The Federal High Court, Abuja has ordered the Chairman of the Code of Conduct Tribunal, CCT, Danladi Umar to appear before the Senate in a probe on allegations of misconduct brought against him.
Justice Inyang Ekwo gave the order on Tuesday while delivering judgment in a suit filed by Umar challenging the powers of the senate to investigate the alleged assault and misconduct petition brought against him by a security guard.
The alleged incident happened at the Banex Plaza in Abuja on March 29, 2021.
The court dismissed Umar’s suit on the grounds that it lacked merit as Umar had no cogent reason to stop the senate from carrying out its constitutional functions.
Justice Ekwo held that Sections 88 and 89 of the 1999 constitution under which the CCT boss sought to be protected by the court did not confer any protection or refuge on him.
The judge said that as a public officer administering law relating to conduct of public officers, Umar had no reason to institute the suit to stop the senate from probing a public petition seeking justice.
Justice Ekwo also held that the Code of Conduct Bureau and Code of Conduct Tribunal Act 2010 were established by the Act of the National Assembly and as such, Umar was subject to investigation by the National Assembly.
The judge further said that Section 2 of the Code of Conduct Bureau Act exposed Umar to investigation by the national assembly than any other Nigerian.

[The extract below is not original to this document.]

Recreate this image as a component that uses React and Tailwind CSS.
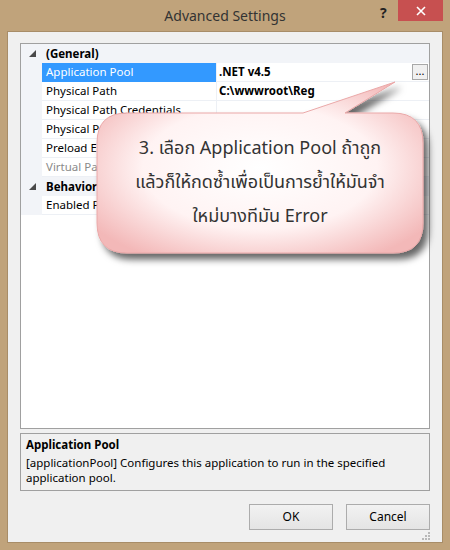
import React from "react";

const ui = { fontFamily: '"Noto Sans", "Open Sans", sans-serif' };

const rows = [
  { type: "cat", name: "(General)" },
  { name: "Application Pool", value: ".NET v4.5", selected: true },
  { name: "Physical Path", value: "C:\\wwwroot\\Reg" },
  { name: "Physical Path Credentials" },
  { name: "Physical Path Logon Type" },
  { name: "Preload Enabled" },
  { name: "Virtual Path", muted: true },
  { type: "cat", name: "Behavior" },
  { name: "Enabled Protocols" },
];

const Expander = () => (
  <svg width="7" height="7" viewBox="0 0 7 7" className="block">
    <path d="M7 0 L7 7 L0 7 Z" fill="#4a4a4a" />
  </svg>
);

const GridRow = ({ row }) => {
  if (row.type === "cat") {
    return (
      <div className="flex h-[19px] items-center bg-[#f2f4f8]">
        <div className="flex w-[21px] shrink-0 justify-center pl-[2px]">
          <Expander />
        </div>
        <span className="pl-[4px] text-[11.5px] font-bold text-black">{row.name}</span>
      </div>
    );
  }
  return (
    <div className="flex h-[19px]">
      <div className="w-[21px] shrink-0 bg-[#f2f4f8]" />
      <div
        className={`flex w-[174px] shrink-0 items-center overflow-hidden whitespace-nowrap border-b pl-[4px] text-[11.5px] ${
          row.selected
            ? "border-[#3399ff] bg-[#3399ff] text-white"
            : "border-[#edf0f5] bg-white " + (row.muted ? "text-[#8a8a8a]" : "text-black")
        }`}
      >
        {row.name}
      </div>
      <div className="flex flex-1 items-center justify-between border-b border-l border-[#edf0f5] bg-white pl-[2px] pr-[1px]">
        <span className="text-[11.5px] font-bold text-black">{row.value}</span>
        {row.selected && (
          <span className="flex h-[16px] w-[16px] items-center justify-center border border-[#a8a8a8] bg-[#f0f0f0] pb-[4px] text-[11px] leading-none text-black">
            ...
          </span>
        )}
      </div>
    </div>
  );
};

const Callout = () => (
  <>
    <svg className="pointer-events-none absolute left-0 top-0" width="450" height="550" viewBox="0 0 450 550">
      <defs>
        <radialGradient id="bubbleFill" cx="50%" cy="50%" r="62%">
          <stop offset="0%" stopColor="#ffffff" />
          <stop offset="58%" stopColor="#fff3f3" />
          <stop offset="100%" stopColor="#f3b8b8" />
        </radialGradient>
        <filter id="bubbleShadow" x="-10%" y="-20%" width="130%" height="150%">
          <feDropShadow dx="5" dy="6" stdDeviation="3.5" floodColor="#000" floodOpacity="0.6" />
        </filter>
      </defs>
      <path
        d="M127 113 L303 113 L395 82 L345 113 L393 113 Q423 113 423 143 L423 223 Q423 253 393 253 L127 253 Q97 253 97 223 L97 143 Q97 113 127 113 Z"
        fill="url(#bubbleFill)"
        stroke="#eaa8a8"
        strokeWidth="1"
        filter="url(#bubbleShadow)"
      />
    </svg>
    <div
      className="absolute left-[97px] top-[113px] flex h-[140px] w-[326px] flex-col items-center pt-[17px] text-[18px] leading-[34px] text-[#333]"
      style={{ fontFamily: '"Noto Sans", "Noto Sans Thai", "Open Sans", sans-serif' }}
    >
      <span>3. เลือก Application Pool ถ้าถูก</span>
      <span>แล้วก็ให้กดซ้ำเพื่อเป็นการย้ำให้มันจำ</span>
      <span>ใหม่บางทีมัน Error</span>
    </div>
  </>
);

export default function App() {
  return (
    <div className="relative flex h-[550px] w-[450px] flex-col bg-[#c0a37b]" style={ui}>
      {/* title bar */}
      <div className="relative flex h-[31px] shrink-0 items-center justify-center">
        <span className="text-[14px] text-[#333]">Advanced Settings</span>
        <span className="absolute left-[380px] top-[2px] text-[14px] font-bold text-[#222]">?</span>
        <div className="absolute left-[398px] top-0 flex h-[21px] w-[45px] items-center justify-center bg-[#c75050]">
          <svg width="10" height="10" viewBox="0 0 10 10">
            <path d="M1 1 L9 9 M9 1 L1 9" stroke="#fff" strokeWidth="1.6" />
          </svg>
        </div>
      </div>

      {/* client area */}
      <div className="mx-[7px] flex h-[512px] flex-col border border-[#a88d68] bg-[#f0f0f0] px-[12px] pt-[11px]">
        <div className="h-[386px] border border-[#a0a0a0] bg-white">
          {rows.map((r) => (
            <GridRow key={r.name} row={r} />
          ))}
        </div>

        <div className="mt-[4px] h-[58px] border border-[#a0a0a0] bg-[#f0f0f0] px-[5px] pt-[3px] text-[11.5px] leading-[15px] text-black">
          <div className="font-bold">Application Pool</div>
          <div className="mt-[3px]">
            [applicationPool] Configures this application to run in the specified application pool.
          </div>
        </div>

        <div className="mt-[13px] flex justify-end gap-[13px]">
          <button className="h-[26px] w-[84px] border border-[#acacac] bg-gradient-to-b from-[#f2f2f2] to-[#e4e4e4] text-[12px] text-black">
            OK
          </button>
          <button className="h-[26px] w-[84px] border border-[#acacac] bg-gradient-to-b from-[#f2f2f2] to-[#e4e4e4] text-[12px] text-black">
            Cancel
          </button>
        </div>

        {/* resize grip */}
        <div className="mt-auto flex justify-end pb-[2px]">
          <svg width="8" height="8" viewBox="0 0 8 8">
            <g fill="#b8b8b8">
              <rect x="6" y="0" width="2" height="2" />
              <rect x="3" y="3" width="2" height="2" />
              <rect x="6" y="3" width="2" height="2" />
              <rect x="0" y="6" width="2" height="2" />
              <rect x="3" y="6" width="2" height="2" />
              <rect x="6" y="6" width="2" height="2" />
            </g>
          </svg>
        </div>
      </div>

      <Callout />
    </div>
  );
}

“As such, it will be illogical for him (Umar) to seek to stop the senate probe as doing so will give an impression that he is above the law”.
Justice Ekwo held that the declaratory reliefs sought by Umar for injunction against the senate could not be granted because the case lacked merit.

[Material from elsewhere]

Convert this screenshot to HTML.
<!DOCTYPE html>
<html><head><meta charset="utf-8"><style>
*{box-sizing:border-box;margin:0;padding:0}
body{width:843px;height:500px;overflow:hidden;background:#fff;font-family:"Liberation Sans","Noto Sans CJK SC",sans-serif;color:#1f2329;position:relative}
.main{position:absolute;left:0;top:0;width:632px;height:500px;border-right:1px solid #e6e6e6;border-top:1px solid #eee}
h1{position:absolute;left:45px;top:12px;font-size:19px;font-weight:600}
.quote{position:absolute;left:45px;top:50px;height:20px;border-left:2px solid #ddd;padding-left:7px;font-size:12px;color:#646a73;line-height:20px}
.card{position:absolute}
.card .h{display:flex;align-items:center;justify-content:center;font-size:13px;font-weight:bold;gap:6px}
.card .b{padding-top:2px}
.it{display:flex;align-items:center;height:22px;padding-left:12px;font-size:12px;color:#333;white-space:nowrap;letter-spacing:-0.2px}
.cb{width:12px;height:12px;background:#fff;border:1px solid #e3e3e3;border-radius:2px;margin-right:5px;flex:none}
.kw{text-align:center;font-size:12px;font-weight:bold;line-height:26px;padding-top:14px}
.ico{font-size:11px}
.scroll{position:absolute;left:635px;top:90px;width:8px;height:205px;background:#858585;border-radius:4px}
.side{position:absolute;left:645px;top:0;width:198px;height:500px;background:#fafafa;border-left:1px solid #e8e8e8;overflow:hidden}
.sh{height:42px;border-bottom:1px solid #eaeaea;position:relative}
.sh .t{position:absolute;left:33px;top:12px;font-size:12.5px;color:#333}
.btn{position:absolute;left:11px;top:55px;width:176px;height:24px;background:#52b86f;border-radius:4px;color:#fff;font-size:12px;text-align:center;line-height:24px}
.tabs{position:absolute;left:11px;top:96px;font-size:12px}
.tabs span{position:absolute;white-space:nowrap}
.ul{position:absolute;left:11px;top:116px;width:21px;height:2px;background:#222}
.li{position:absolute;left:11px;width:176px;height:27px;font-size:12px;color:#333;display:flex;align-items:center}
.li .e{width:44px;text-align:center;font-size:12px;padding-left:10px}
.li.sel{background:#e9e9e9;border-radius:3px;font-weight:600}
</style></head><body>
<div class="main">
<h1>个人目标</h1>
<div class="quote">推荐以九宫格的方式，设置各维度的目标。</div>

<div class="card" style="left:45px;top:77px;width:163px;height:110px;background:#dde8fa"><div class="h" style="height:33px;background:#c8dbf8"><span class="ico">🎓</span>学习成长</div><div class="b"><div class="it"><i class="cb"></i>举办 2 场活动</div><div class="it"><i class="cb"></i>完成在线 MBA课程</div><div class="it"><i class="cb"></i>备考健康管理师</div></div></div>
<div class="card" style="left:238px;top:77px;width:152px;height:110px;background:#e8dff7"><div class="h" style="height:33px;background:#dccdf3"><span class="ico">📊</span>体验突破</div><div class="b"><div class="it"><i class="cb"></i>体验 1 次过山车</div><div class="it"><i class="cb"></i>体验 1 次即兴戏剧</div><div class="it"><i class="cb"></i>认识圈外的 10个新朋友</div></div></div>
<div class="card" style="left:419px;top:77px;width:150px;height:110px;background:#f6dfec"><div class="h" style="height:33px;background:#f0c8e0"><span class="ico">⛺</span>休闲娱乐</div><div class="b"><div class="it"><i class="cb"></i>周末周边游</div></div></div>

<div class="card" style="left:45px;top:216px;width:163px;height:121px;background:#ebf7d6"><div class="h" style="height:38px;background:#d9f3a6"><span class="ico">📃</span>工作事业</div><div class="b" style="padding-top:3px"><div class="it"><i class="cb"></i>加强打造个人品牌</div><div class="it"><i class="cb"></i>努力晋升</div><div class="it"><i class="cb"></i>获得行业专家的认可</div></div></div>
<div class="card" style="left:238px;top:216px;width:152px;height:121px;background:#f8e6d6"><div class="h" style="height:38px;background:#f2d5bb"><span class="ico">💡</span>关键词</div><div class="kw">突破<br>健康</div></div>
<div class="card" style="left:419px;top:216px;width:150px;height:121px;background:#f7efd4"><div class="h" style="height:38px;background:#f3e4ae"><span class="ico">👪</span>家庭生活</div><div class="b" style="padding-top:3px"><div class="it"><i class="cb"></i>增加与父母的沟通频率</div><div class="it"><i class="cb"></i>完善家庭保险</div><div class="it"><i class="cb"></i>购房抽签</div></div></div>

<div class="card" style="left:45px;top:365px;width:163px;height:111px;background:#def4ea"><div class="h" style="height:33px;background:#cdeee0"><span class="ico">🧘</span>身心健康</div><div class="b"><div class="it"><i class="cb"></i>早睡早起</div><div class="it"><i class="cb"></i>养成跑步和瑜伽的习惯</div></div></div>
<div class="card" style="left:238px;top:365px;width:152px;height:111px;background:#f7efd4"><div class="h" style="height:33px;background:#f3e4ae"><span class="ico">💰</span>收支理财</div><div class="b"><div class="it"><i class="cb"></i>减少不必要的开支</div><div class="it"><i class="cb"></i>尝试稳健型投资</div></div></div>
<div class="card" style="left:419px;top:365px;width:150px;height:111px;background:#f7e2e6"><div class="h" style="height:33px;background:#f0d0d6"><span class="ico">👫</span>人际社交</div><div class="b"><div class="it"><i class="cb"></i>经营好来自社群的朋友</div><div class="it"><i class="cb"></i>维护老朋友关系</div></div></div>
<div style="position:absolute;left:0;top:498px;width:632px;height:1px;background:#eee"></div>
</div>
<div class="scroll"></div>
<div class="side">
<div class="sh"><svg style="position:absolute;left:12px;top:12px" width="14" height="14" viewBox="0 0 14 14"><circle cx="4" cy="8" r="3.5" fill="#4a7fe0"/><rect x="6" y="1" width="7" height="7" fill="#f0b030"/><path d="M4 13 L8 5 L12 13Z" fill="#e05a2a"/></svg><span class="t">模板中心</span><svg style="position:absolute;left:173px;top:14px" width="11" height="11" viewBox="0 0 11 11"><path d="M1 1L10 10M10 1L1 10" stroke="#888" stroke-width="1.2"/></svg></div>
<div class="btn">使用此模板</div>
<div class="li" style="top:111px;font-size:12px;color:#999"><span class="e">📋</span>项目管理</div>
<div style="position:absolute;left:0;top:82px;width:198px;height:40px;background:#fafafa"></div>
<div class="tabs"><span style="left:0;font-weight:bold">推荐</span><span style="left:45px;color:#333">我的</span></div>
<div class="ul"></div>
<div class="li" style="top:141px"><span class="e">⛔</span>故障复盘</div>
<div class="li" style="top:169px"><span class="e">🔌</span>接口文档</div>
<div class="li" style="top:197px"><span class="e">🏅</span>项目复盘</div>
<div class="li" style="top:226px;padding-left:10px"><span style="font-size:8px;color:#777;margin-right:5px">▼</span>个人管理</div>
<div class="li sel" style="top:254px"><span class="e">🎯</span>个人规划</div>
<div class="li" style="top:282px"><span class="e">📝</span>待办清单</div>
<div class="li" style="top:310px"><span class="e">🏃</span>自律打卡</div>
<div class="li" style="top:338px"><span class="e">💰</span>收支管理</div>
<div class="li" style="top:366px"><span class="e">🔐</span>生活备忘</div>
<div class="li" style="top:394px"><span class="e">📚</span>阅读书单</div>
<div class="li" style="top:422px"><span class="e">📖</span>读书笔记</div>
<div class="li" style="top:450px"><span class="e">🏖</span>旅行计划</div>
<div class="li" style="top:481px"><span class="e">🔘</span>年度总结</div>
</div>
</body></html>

The CCT Chairman had in a suit marked FHC/ABJ/CS/ 671/2021, challenged the powers of the senate and three others to investigate him in an alleged assault he perpetrated against a security guard at Banex Plaza in Abuja.

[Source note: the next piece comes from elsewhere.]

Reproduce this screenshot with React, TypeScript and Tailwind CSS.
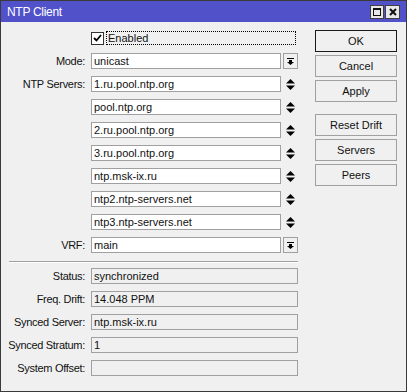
import React from 'react';

const servers = [
  '1.ru.pool.ntp.org',
  'pool.ntp.org',
  '2.ru.pool.ntp.org',
  '3.ru.pool.ntp.org',
  'ntp.msk-ix.ru',
  'ntp2.ntp-servers.net',
  'ntp3.ntp-servers.net',
];

const status = [
  { label: 'Status:', value: 'synchronized' },
  { label: 'Freq. Drift:', value: '14.048 PPM' },
  { label: 'Synced Server:', value: 'ntp.msk-ix.ru' },
  { label: 'Synced Stratum:', value: '1' },
  { label: 'System Offset:', value: '' },
];

function DropIcon() {
  return (
    <svg width="7" height="7" viewBox="0 0 7 7">
      <rect x="0" y="0" width="7" height="1" fill="#000" />
      <path d="M2 2h3v2h2L3.5 7 0 4h2z" fill="#000" />
    </svg>
  );
}

function UpDown() {
  return (
    <svg width="9" height="11" viewBox="0 0 9 11">
      <path d="M4.5 0L9 4.5H0z" fill="#000" />
      <path d="M0 6.5h9L4.5 11z" fill="#000" />
    </svg>
  );
}

function Row({ label, children }: { label?: string; children: React.ReactNode }) {
  return (
    <div className="flex h-[16px] items-center">
      <div className="w-[82px] shrink-0 whitespace-nowrap pr-[1px] text-right tracking-[-0.3px]">{label}</div>
      <div className="ml-[5px] flex items-center">{children}</div>
    </div>
  );
}

function Field({ value }: { value: string }) {
  return (
    <div className="flex h-[16px] w-[190px] items-center border border-[#a0a0a0] bg-white px-[2px] leading-none">
      {value}
    </div>
  );
}

function Btn({ label, primary }: { label: string; primary?: boolean }) {
  return (
    <div
      className={`flex h-[22px] w-[82px] items-center justify-center border bg-[#f0f0f0] ${
        primary ? 'border-[#1a1a1a]' : 'border-[#a0a0a0]'
      }`}
    >
      {label}
    </div>
  );
}

export default function App() {
  return (
    <div
      className="flex h-[392px] w-[407px] flex-col border border-[#3a3a3a] bg-[#f0f0f0] text-[11px] text-[#111]"
      style={{ fontFamily: '"Liberation Sans", Arial, sans-serif' }}
    >
      {/* Title bar */}
      <div className="flex h-[21px] shrink-0 items-center bg-[#5151c9] pl-[6px] pr-[6px]">
        <span className="text-[12px] tracking-[-0.3px] text-white">NTP Client</span>
        <div className="ml-auto flex gap-[1px] pt-[1px]">
          <div className="flex h-[14px] w-[14px] items-center justify-center border border-[#404040] bg-[#e8e8e8]">
            <div className="h-[8px] w-[8px] border border-t-2 border-[#111]" />
          </div>
          <div className="flex h-[14px] w-[15px] items-center justify-center border border-[#404040] bg-[#e8e8e8]">
            <svg width="8" height="8" viewBox="0 0 8 8">
              <path d="M1 1l6 6M7 1L1 7" stroke="#111" strokeWidth="2" />
            </svg>
          </div>
        </div>
      </div>

      {/* Body */}
      <div className="flex flex-1 pl-[3px] pt-[8px]">
        <div className="flex w-[294px] flex-col gap-[7px]">
          <Row>
            <div className="flex items-center">
              <div className="flex h-[13px] w-[13px] items-center justify-center border border-[#333] bg-white">
                <svg width="9" height="8" viewBox="0 0 9 8">
                  <path d="M1 4l2.5 2.5L8 1" stroke="#000" strokeWidth="1.8" fill="none" />
                </svg>
              </div>
              <div className="ml-[2px] flex h-[14px] w-[190px] items-center border border-dotted border-black pl-[1px]">
                Enabled
              </div>
            </div>
          </Row>
          <Row label="Mode:">
            <Field value="unicast" />
            <div className="ml-[2px] flex h-[16px] w-[15px] items-center justify-center border border-[#a0a0a0] bg-[#f0f0f0]">
              <DropIcon />
            </div>
          </Row>
          {servers.map((s, i) => (
            <Row key={s} label={i === 0 ? 'NTP Servers:' : undefined}>
              <Field value={s} />
              <div className="ml-[2px] flex w-[15px] justify-center">
                <UpDown />
              </div>
            </Row>
          ))}
          <Row label="VRF:">
            <Field value="main" />
            <div className="ml-[2px] flex h-[16px] w-[15px] items-center justify-center border border-[#a0a0a0] bg-[#f0f0f0]">
              <DropIcon />
            </div>
          </Row>

          <div className="ml-[5px] mt-[1px] h-[2px] border-t border-b border-t-[#a0a0a0] border-b-white" />

          <div className="mt-[-2px] flex flex-col gap-[7px]">
            {status.map((r) => (
              <Row key={r.label} label={r.label}>
                <div className="flex h-[16px] w-[207px] items-center border border-[#a0a0a0] bg-[#f0f0f0] px-[2px] leading-none">
                  {r.value}
                </div>
              </Row>
            ))}
          </div>
        </div>

        <div className="ml-[17px] flex flex-col">
          <div className="flex flex-col gap-[3px]">
            <Btn label="OK" primary />
            <Btn label="Cancel" />
            <Btn label="Apply" />
          </div>
          <div className="mt-[12px] flex flex-col gap-[3px]">
            <Btn label="Reset Drift" />
            <Btn label="Servers" />
            <Btn label="Peers" />
          </div>
        </div>
      </div>
    </div>
  );
}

The four defendants in the matter were the senate, the senate president, Senate Committee on Ethics, Privileges and Public Petitions and the Attorney- General of the Federation.
In the suit filed by his lawyer, Sunday Edward, Mr Umar asked the court for an order of perpetual injunction restraining the senate from conducting investigations into allegations of assault levelled against him by a petition submitted to the senate.
He specifically asked the court to determine whether the alleged case of assault formed part of the matters the senate was constitutionally empowered to investigate.
He had also asked the court to determine whether the senate and its committee were competent to investigate or invite him in relation to the investigation of the allegation of assault.
He asked the court to declare that the purported case of assault that took place on March 29, 2021, did not form part of the matters the senate was constitutionally empowered to investigate.
He further asked the court to declare that the senate’s moves to conduct an investigation in the matter was unconstitutional and it amounted to unwarranted usurpation of the functions of the police and of the court.
However, counsel to the Senate, Kafayat Suleyman had urged the court to dismiss the suit on the grounds that the senate had powers under Section 88 of the Constitution to investigate alleged misconduct by any public officer.
On May 4, 2021 Umar, appeared before the Senate Committee on Ethics, Privileges and Public Petition.
This was in response to a petition submitted against him by Clement Sagwak, a security guard he allegedly assaulted.
Sagwak had, through his counsel, Timzing Ramnap, petitioned the Senate where he accused Umar of assaulting him.
The senator representing Plateau North, Istifanus Gyang, laid the petition before the Senate on April 29, 2021.
Umar was summoned by the panel and asked to come to defend himself.
Mr When he appeared before the committee, the CCT chairman said he had not been served the petition.
He asked the panel to give him one week to study the detailed petition which was served on him at the session to “enable him respond appropriately.”
He was, however, given two weeks to defend the petition against him.